SOURCE: Fast+Epp

Fast+Epp

August 09, 2016 20:01 ET

Fast+Epp: World's Tallest Wood Building -- One Step Closer to Completion Today

Innovative Construction Blends LEGO™-Like Modularity With Concrete-Like Strength of Cross Laminated Timber

VANCOUVER, BC--(Marketwired - August 09, 2016) - Today, the final wood panel is being installed in the UBC Brock Commons building by lead engineer Paul Fast of Fast+Epp Structural Engineers bringing the building one step closer to becoming the world's tallest timber structure when it opens mid-2017. Thanks to three engineering features spearheaded by the engineering team, the University of British Columbia's newest student residence overcame regulatory resistance and broke down numerous barriers standing in the way of using wood as the primary material in future mid-rise buildings in North America. There is a surge in US interest in using wood for large office and apartment buildings spurring Fast+Epp to recently expand operations into the US with offices in Seattle and New York.

The UBC Brock Commons building is an engineering achievement that can be attributed first to simplicity; second to modularity; and, third to the use of cross laminated timber (CLT).

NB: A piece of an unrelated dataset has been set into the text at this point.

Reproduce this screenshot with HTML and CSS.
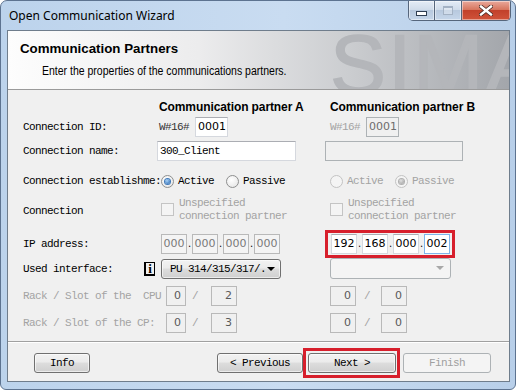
FILE: index.html
```html
<!DOCTYPE html>
<html>
<head>
  <link rel="stylesheet" href="styles.css">
</head>
<body>
  <div class="window">
    <div class="titlebar">
      <span class="title">Open Communication Wizard</span>
      <div class="caption">
        <div class="cap cap-min"><span class="min-glyph"></span></div>
        <div class="cap cap-max"><span class="max-glyph"></span></div>
        <div class="cap cap-close">
          <svg width="14" height="11" viewBox="0 0 14 11">
            <path d="M2 1.5 L12 9.5 M12 1.5 L2 9.5" stroke="#4a2a24" stroke-width="4" stroke-linecap="square"/>
            <path d="M2 1.5 L12 9.5 M12 1.5 L2 9.5" stroke="#fff" stroke-width="2.4" stroke-linecap="square"/>
          </svg>
        </div>
      </div>
    </div>

    <div class="client">
      <div class="banner">
        <div class="banner-title">Communication Partners</div>
        <div class="banner-sub"><span>Enter the properties of the communications partners.</span></div>
        <div class="watermark">SIMA</div>
      </div>

      <div class="form">
        <div class="row r-head">
          <div></div>
          <div class="cell-a colhead">Communication partner A</div>
          <div class="cell-b colhead">Communication partner B</div>
        </div>

        <div class="row r-id">
          <div class="lbl">Connection ID:</div>
          <div class="cell-a">
            <span class="prefix">W#16#</span>
            <span class="field num w-id">0001</span>
          </div>
          <div class="cell-b">
            <span class="prefix off">W#16#</span>
            <span class="field num w-id disabled">0001</span>
          </div>
        </div>

        <div class="row r-name">
          <div class="lbl">Connection name:</div>
          <div class="cell-a flush">
            <span class="field w-name">300_Client</span>
          </div>
          <div class="cell-b flush">
            <span class="field w-name disabled"></span>
          </div>
        </div>

        <div class="row r-est">
          <div class="lbl">Connection establishme:</div>
          <div class="cell-a">
            <label class="opt"><span class="radio checked"></span>Active</label>
            <label class="opt"><span class="radio"></span>Passive</label>
          </div>
          <div class="cell-b">
            <label class="opt off"><span class="radio disabled"></span>Active</label>
            <label class="opt off"><span class="radio disabled checked"></span>Passive</label>
          </div>
        </div>

        <div class="row r-conn">
          <div class="lbl">Connection</div>
          <div class="cell-a">
            <span class="check"></span>
            <span class="check-text">Unspecified<br>connection partner</span>
          </div>
          <div class="cell-b">
            <span class="check"></span>
            <span class="check-text">Unspecified<br>connection partner</span>
          </div>
        </div>

        <div class="row r-ip">
          <div class="lbl">IP address:</div>
          <div class="cell-a">
            <div class="ip">
              <span class="octet off">000</span><span class="dot">.</span>
              <span class="octet off">000</span><span class="dot">.</span>
              <span class="octet off">000</span><span class="dot">.</span>
              <span class="octet off">000</span>
            </div>
          </div>
          <div class="cell-b flush">
            <div class="ip marked">
              <span class="octet">192</span><span class="dot">.</span>
              <span class="octet">168</span><span class="dot">.</span>
              <span class="octet">000</span><span class="dot">.</span>
              <span class="octet focus">002</span>
            </div>
          </div>
        </div>

        <div class="row r-if">
          <div class="lbl lbl-icon">Used interface:<span class="info-icon">i</span></div>
          <div class="cell-a">
            <div class="combo">PU 314/315/317/.<span class="arrow"></span></div>
          </div>
          <div class="cell-b">
            <div class="combo disabled"><span class="arrow"></span></div>
          </div>
        </div>

        <div class="row r-rack">
          <div class="lbl off"><span class="clip">Rack / Slot of the&nbsp; CPU</span></div>
          <div class="cell-a rack-a">
            <span class="slot s1">0</span><span class="slash">/</span><span class="slot">2</span>
          </div>
          <div class="cell-b rack-b">
            <span class="slot">0</span><span class="slash">/</span><span class="slot">0</span>
          </div>
        </div>

        <div class="row r-rack">
          <div class="lbl off">Rack / Slot of the CP:</div>
          <div class="cell-a rack-a">
            <span class="slot s1">0</span><span class="slash">/</span><span class="slot">3</span>
          </div>
          <div class="cell-b rack-b">
            <span class="slot">0</span><span class="slash">/</span><span class="slot">0</span>
          </div>
        </div>
      </div>

      <div class="footer">
        <button class="btn btn-info">Info</button>
        <button class="btn btn-prev">&lt; Previous</button>
        <span class="marked-btn"><button class="btn btn-next">Next &gt;</button></span>
        <button class="btn btn-finish" disabled>Finish</button>
      </div>
    </div>
  </div>
</body>
</html>
```

FILE: styles.css
```css
body {
  margin: 0;
  font-family: "Liberation Mono", monospace;
  background: #fff;
}

.window {
  width: 516px;
  height: 390px;
  box-sizing: border-box;
  border: 1px solid #5d7390;
  border-radius: 7px 7px 6px 6px;
  background: linear-gradient(to right, #bcd3ec, #c9dcf1 55%, #b8cfe9);
  display: flex;
  flex-direction: column;
  overflow: hidden;
}

/* Title bar */
.titlebar {
  height: 29px;
  display: flex;
  align-items: flex-start;
}

.title {
  font-family: "Noto Sans", sans-serif;
  font-size: 12px;
  line-height: 29px;
  padding-left: 8px;
  color: #000;
}

.caption {
  margin-left: auto;
  margin-right: 4px;
  display: flex;
  height: 19px;
  border: 1px solid #56667c;
  border-top: none;
  border-radius: 0 0 5px 5px;
  overflow: hidden;
}

.cap {
  display: flex;
  align-items: center;
  justify-content: center;
  background: linear-gradient(#e4ecf6, #d0dcea 45%, #b8c9de 50%, #c6d6ea);
  box-shadow: inset 0 0 0 1px rgba(255,255,255,0.45);
}

.cap-min {
  width: 25px;
  border-right: 1px solid #56667c;
}

.cap-max {
  width: 26px;
  border-right: 1px solid #56667c;
}

.cap-close {
  width: 48px;
  background: linear-gradient(#e9a99c, #d7765f 45%, #c2412b 50%, #d0533a);
}

.min-glyph {
  width: 9px;
  height: 3px;
  margin-top: 5px;
  border: 1px solid #2f3e52;
  background: #fff;
}

.max-glyph {
  width: 8px;
  height: 6px;
  border: 1px solid #a4b2c4;
  border-top-width: 2px;
  background: rgba(255,255,255,0.3);
}

/* Client area */
.client {
  margin: 0 5px 0 6px;
  height: 352px;
  box-sizing: border-box;
  border: 1px solid #6f7d8c;
  background: #f0f0f0;
  display: flex;
  flex-direction: column;
}

.banner {
  height: 59px;
  box-sizing: border-box;
  border-bottom: 1px solid #9a9a9a;
  position: relative;
  overflow: hidden;
  background: linear-gradient(to right, #fdfdfd 0%, #ececed 38%, #cbcdd0 68%, #a3a6ab 100%);
}

.banner-title {
  position: relative;
  z-index: 1;
  font-family: "Liberation Sans", Arial, sans-serif;
  font-weight: bold;
  font-size: 13.3px;
  line-height: 16px;
  padding: 10px 0 0 12px;
  color: #000;
}

.banner-sub {
  position: relative;
  z-index: 1;
  font-family: "Liberation Sans", Arial, sans-serif;
  font-size: 12px;
  line-height: 16px;
  padding: 6px 0 0 34px;
  color: #000;
}

.banner-sub span {
  display: inline-block;
  transform: scaleX(0.875);
  transform-origin: left center;
}

.watermark {
  position: absolute;
  left: 322px;
  top: -9px;
  height: 67px;
  overflow: hidden;
  font-family: "Liberation Sans", Arial, sans-serif;
  font-size: 84px;
  line-height: 1;
  color: #b4b6ba;
  letter-spacing: 2px;
  -webkit-text-stroke: 1.5px #b4b6ba;
}

/* Form */
.form {
  height: 251px;
  box-sizing: border-box;
  padding: 9px 0 0 15px;
}

.row {
  display: grid;
  grid-template-columns: 134px 168px 1fr;
  align-items: center;
  height: 22px;
}

.r-head { height: 16px; }
.r-id { margin-top: 1px; }
.r-name { margin-top: 2px; }
.r-est { margin-top: 9px; height: 20px; }
.r-conn { margin-top: 8px; }
.r-ip { margin-top: 9px; }
.r-if { margin-top: 6px; height: 21px; }
.r-rack { margin-top: 6px; height: 21px; }

.lbl {
  font-size: 11px;
  letter-spacing: -0.6px;
  white-space: nowrap;
  color: #000;
}

.lbl.off { color: #a3a3a3; }

.clip {
  display: block;
  width: 140px;
  overflow: hidden;
}

.lbl-icon {
  display: flex;
  align-items: center;
}

.info-icon {
  margin-left: auto;
  margin-right: 2px;
  width: 11px;
  height: 14px;
  box-sizing: border-box;
  border: 1px solid #000;
  border-left-width: 2px;
  border-bottom-width: 2px;
  font-family: "Liberation Serif", serif;
  font-weight: bold;
  font-size: 13px;
  line-height: 11px;
  text-align: center;
  letter-spacing: 0;
}

.cell-a, .cell-b {
  display: flex;
  align-items: center;
  font-size: 11px;
  letter-spacing: -0.6px;
  white-space: nowrap;
}

.cell-a { padding-left: 4px; }
.cell-b { padding-left: 5px; }
.cell-a.flush, .cell-b.flush { padding-left: 0; }

.colhead {
  font-family: "Liberation Sans", Arial, sans-serif;
  font-weight: bold;
  font-size: 12px;
  letter-spacing: -0.1px;
}

.cell-a.colhead { padding-left: 2px; }

.prefix {
  width: 36px;
  color: #333;
}

.cell-a .prefix { width: 36px; margin-left: -2px; }
.prefix.off { color: #a3a3a3; }

.field {
  height: 20px;
  box-sizing: border-box;
  border: 1px solid #d5d8de;
  border-top-color: #abadb3;
  background: #fff;
  padding-left: 2px;
  line-height: 18px;
  color: #000;
}

.field.disabled {
  background: #f0f0f0;
  border-color: #adb2b5;
  color: #6d6d6d;
}

.num {
  font-family: "DejaVu Sans", sans-serif;
  font-size: 11px;
  letter-spacing: 0;
}

.w-id { width: 33px; }
.w-name { width: 139px; }
.cell-b .w-name { width: 138px; }

/* Radios and checkboxes */
.opt {
  display: flex;
  align-items: center;
  color: #000;
}

.opt + .opt { margin-left: 12px; }
.opt.off { color: #a3a3a3; }

.radio {
  width: 13px;
  height: 13px;
  box-sizing: border-box;
  border-radius: 50%;
  border: 1px solid #8e8f8f;
  background: radial-gradient(circle at 40% 35%, #fff, #e2e2e2);
  margin-right: 4px;
  display: flex;
  align-items: center;
  justify-content: center;
}

.radio.checked::after {
  content: '';
  width: 5px;
  height: 5px;
  border-radius: 50%;
  background: radial-gradient(circle at 40% 35%, #a8d2f7, #1d5fae);
  box-shadow: 0 0 0 1px #3f79b9;
}

.radio.disabled {
  border-color: #c3c3c3;
  background: #f4f4f4;
}

.radio.disabled.checked::after {
  background: radial-gradient(circle at 40% 35%, #e0e0e0, #9a9a9a);
  box-shadow: 0 0 0 1px #b0b0b0;
}

.check {
  width: 13px;
  height: 13px;
  box-sizing: border-box;
  border: 1px solid #c4c4c4;
  background: #f4f4f4;
  margin-right: 5px;
  align-self: flex-start;
  margin-top: 4px;
}

.check-text {
  line-height: 13px;
  color: #a3a3a3;
  margin-top: -2px;
}

/* IP address */
.ip {
  display: flex;
  align-items: center;
}

.ip.marked {
  border: 3px solid #d71f2c;
  padding: 1px 2px 1px 3px;
}

.octet {
  width: 26px;
  height: 20px;
  box-sizing: border-box;
  border: 1px solid #d5d8de;
  border-top-color: #abadb3;
  background: #fff;
  font-family: "DejaVu Sans", sans-serif;
  font-size: 11px;
  letter-spacing: 0;
  line-height: 18px;
  text-align: center;
  color: #000;
}

.octet.off {
  background: #f4f4f4;
  border-color: #b9b9b9;
  color: #7a7a7a;
}

.octet.focus { border-color: #7eb4ea; }

.dot {
  width: 5px;
  text-align: center;
  font-family: "DejaVu Sans", sans-serif;
  letter-spacing: 0;
  font-size: 10px;
  line-height: 20px;
  color: #000;
}

/* Combo box */
.combo {
  position: relative;
  width: 120px;
  height: 20px;
  box-sizing: border-box;
  border: 1px solid #707070;
  border-radius: 3px;
  background: linear-gradient(#f2f2f2, #ebebeb 45%, #dddddd 50%, #cfcfcf);
  box-shadow: inset 0 0 0 1px rgba(255,255,255,0.6);
  padding-left: 8px;
  line-height: 18px;
  color: #000;
}

.combo .arrow {
  position: absolute;
  right: 5px;
  top: 7px;
  border-left: 4px solid transparent;
  border-right: 4px solid transparent;
  border-top: 4px solid #000;
}

.combo.disabled {
  width: 121px;
  height: 21px;
  border-color: #adb2b5;
  background: #f4f4f4;
  box-shadow: none;
}

.combo.disabled .arrow { border-top-color: #a8a8a8; right: 6px; }

/* Rack / slot */
.rack-a { padding-left: 9px; }

.slot {
  width: 26px;
  height: 20px;
  box-sizing: border-box;
  border: 1px solid #b9b9b9;
  background: #f0f0f0;
  font-family: "DejaVu Sans", sans-serif;
  font-size: 11px;
  letter-spacing: 0;
  line-height: 18px;
  text-align: right;
  padding-right: 4px;
  color: #5a5a5a;
}

.slot.s1 { width: 20px; }

.slash {
  width: 25px;
  box-sizing: border-box;
  padding-left: 6px;
  color: #a3a3a3;
}

.rack-b .slash { padding-left: 8px; }

/* Footer */
.footer {
  height: 40px;
  box-sizing: border-box;
  border-top: 1px solid #a0a0a0;
  box-shadow: inset 0 1px #fff;
  padding: 5px 0 3px 26px;
  display: flex;
  align-items: center;
}

.btn {
  height: 20px;
  box-sizing: border-box;
  border: 1px solid #707070;
  border-radius: 3px;
  background: linear-gradient(#f2f2f2, #ebebeb 45%, #dddddd 50%, #cfcfcf);
  box-shadow: inset 0 0 0 1px rgba(255,255,255,0.6);
  font-family: "Liberation Mono", monospace;
  font-size: 11px;
  letter-spacing: -0.6px;
  color: #000;
  padding: 0;
}

.btn-info { width: 56px; }
.btn-prev { width: 86px; margin-left: 127px; }
.btn-next { width: 88px; display: block; }

.marked-btn {
  border: 3px solid #d71f2c;
  padding: 2px 1px 2px 2px;
}

.btn-finish {
  width: 88px;
  margin-left: 3px;
  border-color: #adb2b5;
  background: #f4f4f4;
  box-shadow: none;
  color: #a0a0a0;
}
```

The result is a building design that is simple to replicate, cost-efficient due to shortened timelines and environmentally desirable. With some modifications it could be used for commercial, residential and other applications.

"We pushed ourselves relentlessly over months of work with the design team and the CLT manufacturer to simplify the structure -- think LEGO™," says Paul Fast, Founder of Fast+Epp. "The building blends the simplicity and modularity of LEGO™ with the concrete-like strength of cross laminated timber to help ensure structural efficiency which in the past has been one of the major barriers to building tall with wood. Our solutions effectively address that concern."

In order to make the case to government to grant a special exception to the local wood building code to permit eighteen storeys, Fast+Epp -- most famously known for its award-winning work on the world's longest spanning hybrid wood roof for the Richmond Olympic Oval constructed for the Vancouver 2010 Olympic Games -- along with the entire UBC Brock Commons design team needed to remove as many barriers to a 'yes' vote as possible.

The simplicity of the structural design means that this fresh approach eliminates the need for the usual supporting beams -- just flat timber panels stacked on wood posts are being used. Achieving the high degree of modularity and connectivity ensures optimal manufacturing efficiency and speedy construction -- in fact, faster than concrete or steel construction. The cross laminated timber -- a recent innovation that has been proven to be strong and dimensionally stable with favourable fire resistance qualities so that it can compete with concrete and steel -- delivers optimal environmental benefits.

"Brock Commons represents a significant step forward in the evolution of tall wood buildings," said Jennifer Cover, PE, Executive Director of the U.S. WoodWorks program. "The extensive modeling, testing and engineering done for this project have generated knowledge and understanding of wood systems that pushes North America to the forefront of innovation, as will the design team's living laboratory approach. But beyond the fact that it's the tallest contemporary wood building, beyond the carbon benefits, and beyond the achievement of erecting a floor each week, is a remarkably elegant structural design. It's a marriage of innovation and simplicity that's truly inspirational."

Fire safety is the other major barrier when regulators consider wood construction, even though timber has proven to be is a safer material than steel given that charred wood surfaces protect the structural wood underneath. A number of solutions have been built-in to UBC Brock Commons to address any concerns. The building will have an automatic sprinkler system with a back-up water supply. Highly compartmentalized residence units will limit the potential spread of fire. The units are designed with a two-hour fire separation.

The UBC Brock Commons project is only the latest example of Fast+Epps's boundary-breaking. The firm has gained a world-wide reputation for using wood and wood products to push the boundaries of wood construction in surprising and aesthetically compelling ways. The iconic and international award-winning Richmond Olympic Oval features Fast+Epp's work on the heron-inspired roof which is the longest hybrid wood span roof in the world. In the fall of 2015 on the occasion of the 50th Anniversary of the International Association of Sports and Leisure Facilities (IAKS), the Oval received the "All Time Award" from IAKS and the International Olympic Committee (IOC) -- an award reserved for landmark sports facilities from the past half-century. The All Time Award will not be awarded again until 2065.

While there are numerous other ambitious tall timber structure projects under consideration around the world -- Paris, Vienna, for instance -- the UBC Brock Commons building in Vancouver will be the tallest building in the world to be completed.

Established in 1985, Fast+Epp www.fastepp.com has won over 90 national and international awards for work done on an extensive variety of public and private projects including residential, commercial, institutional and transit with a particular focus on combining wood, concrete and steel materials in unique ways that often push boundaries to achieve sound structure with exceptional design. With offices in Seattle, New York, Edmonton and Frankfurt Germany, the Vancouver-based firm is leaving its mark in the built environment by combining materials to form architecturally expressive structures and to add value whenever possible by having structural components do more than simply support loads.